Give the count of lines in the data that include "React", with no other words.

◆ The input ◆
* * *
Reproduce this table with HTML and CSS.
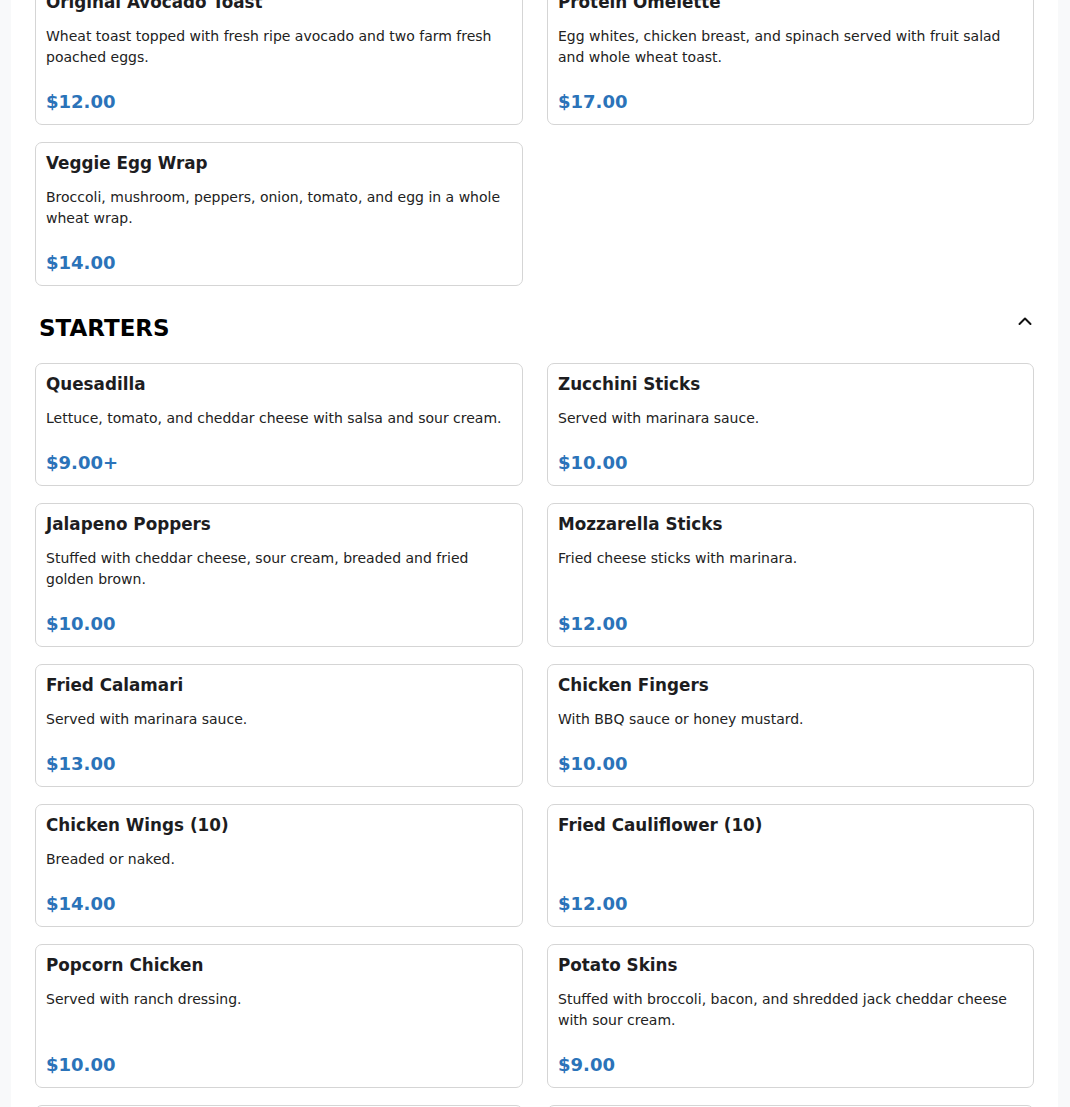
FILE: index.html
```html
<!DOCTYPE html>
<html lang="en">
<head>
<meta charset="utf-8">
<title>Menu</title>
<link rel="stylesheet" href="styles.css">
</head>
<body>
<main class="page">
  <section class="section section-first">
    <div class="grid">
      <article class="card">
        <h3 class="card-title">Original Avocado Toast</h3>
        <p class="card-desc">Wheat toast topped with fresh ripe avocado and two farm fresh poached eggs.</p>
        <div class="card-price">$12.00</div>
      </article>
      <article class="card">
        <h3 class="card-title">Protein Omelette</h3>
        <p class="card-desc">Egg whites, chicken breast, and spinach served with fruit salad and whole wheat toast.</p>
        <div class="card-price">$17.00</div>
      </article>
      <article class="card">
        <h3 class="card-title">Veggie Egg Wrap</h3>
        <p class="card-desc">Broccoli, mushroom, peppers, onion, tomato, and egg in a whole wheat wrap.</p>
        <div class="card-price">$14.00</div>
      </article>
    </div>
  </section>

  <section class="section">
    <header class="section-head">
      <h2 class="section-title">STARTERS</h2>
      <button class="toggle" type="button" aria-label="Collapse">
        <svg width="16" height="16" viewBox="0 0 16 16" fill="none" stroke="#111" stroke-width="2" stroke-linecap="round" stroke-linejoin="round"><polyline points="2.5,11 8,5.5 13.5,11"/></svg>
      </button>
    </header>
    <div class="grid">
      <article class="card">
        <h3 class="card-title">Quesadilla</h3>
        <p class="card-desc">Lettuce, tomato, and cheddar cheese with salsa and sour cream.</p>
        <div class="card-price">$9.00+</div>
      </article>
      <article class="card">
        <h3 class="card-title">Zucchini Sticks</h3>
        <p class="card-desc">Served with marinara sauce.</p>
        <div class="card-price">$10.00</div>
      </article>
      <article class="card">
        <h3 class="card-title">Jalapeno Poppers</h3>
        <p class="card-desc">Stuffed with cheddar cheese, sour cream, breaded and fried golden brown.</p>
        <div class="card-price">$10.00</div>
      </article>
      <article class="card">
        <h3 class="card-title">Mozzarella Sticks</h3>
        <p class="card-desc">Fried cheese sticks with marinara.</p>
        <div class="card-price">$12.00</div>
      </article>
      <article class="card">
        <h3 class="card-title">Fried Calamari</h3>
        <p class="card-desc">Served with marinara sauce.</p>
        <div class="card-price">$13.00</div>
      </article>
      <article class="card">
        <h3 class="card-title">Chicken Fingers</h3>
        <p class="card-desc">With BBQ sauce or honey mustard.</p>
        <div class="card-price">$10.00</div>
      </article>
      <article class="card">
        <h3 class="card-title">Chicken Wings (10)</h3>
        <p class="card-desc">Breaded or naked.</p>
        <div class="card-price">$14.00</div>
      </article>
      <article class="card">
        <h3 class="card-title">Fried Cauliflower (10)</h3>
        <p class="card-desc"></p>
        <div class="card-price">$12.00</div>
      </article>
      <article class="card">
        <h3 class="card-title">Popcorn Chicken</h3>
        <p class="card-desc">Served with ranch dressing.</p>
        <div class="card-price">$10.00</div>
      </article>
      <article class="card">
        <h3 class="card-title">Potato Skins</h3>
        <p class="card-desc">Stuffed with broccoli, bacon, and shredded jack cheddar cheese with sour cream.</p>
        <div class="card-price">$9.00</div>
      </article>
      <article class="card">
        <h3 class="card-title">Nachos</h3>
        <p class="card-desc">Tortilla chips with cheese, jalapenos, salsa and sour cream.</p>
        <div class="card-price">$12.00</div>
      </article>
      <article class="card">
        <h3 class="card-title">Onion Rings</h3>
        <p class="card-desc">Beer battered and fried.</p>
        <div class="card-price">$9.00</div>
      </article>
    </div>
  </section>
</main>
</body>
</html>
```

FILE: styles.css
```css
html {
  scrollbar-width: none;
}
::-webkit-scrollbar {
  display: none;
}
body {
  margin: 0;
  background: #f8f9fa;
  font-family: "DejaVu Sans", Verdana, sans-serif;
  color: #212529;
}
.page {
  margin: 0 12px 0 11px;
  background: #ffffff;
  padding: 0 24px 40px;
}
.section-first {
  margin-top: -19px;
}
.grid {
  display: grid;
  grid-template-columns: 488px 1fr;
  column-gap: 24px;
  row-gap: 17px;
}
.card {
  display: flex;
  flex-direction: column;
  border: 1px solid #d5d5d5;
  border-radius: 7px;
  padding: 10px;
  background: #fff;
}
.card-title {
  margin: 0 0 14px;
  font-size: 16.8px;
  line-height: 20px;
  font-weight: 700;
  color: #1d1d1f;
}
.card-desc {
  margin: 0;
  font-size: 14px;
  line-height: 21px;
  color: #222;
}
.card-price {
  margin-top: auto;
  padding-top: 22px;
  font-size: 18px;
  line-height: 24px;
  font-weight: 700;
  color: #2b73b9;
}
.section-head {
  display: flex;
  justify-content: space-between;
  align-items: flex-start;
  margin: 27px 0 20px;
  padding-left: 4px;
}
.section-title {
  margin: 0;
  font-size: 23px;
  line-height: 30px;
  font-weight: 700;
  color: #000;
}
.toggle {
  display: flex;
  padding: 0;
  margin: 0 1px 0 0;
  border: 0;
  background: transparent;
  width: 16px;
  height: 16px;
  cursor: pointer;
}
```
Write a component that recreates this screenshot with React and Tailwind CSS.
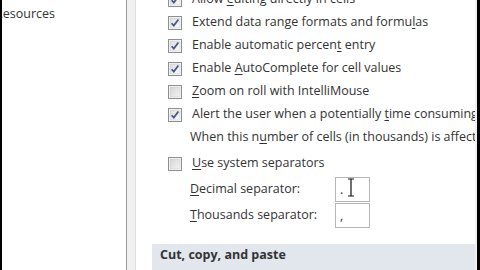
* * *
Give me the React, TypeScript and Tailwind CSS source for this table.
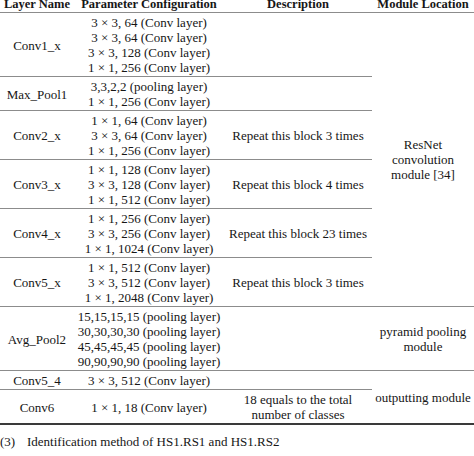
* * *
◆ Output of the exercise ◆
2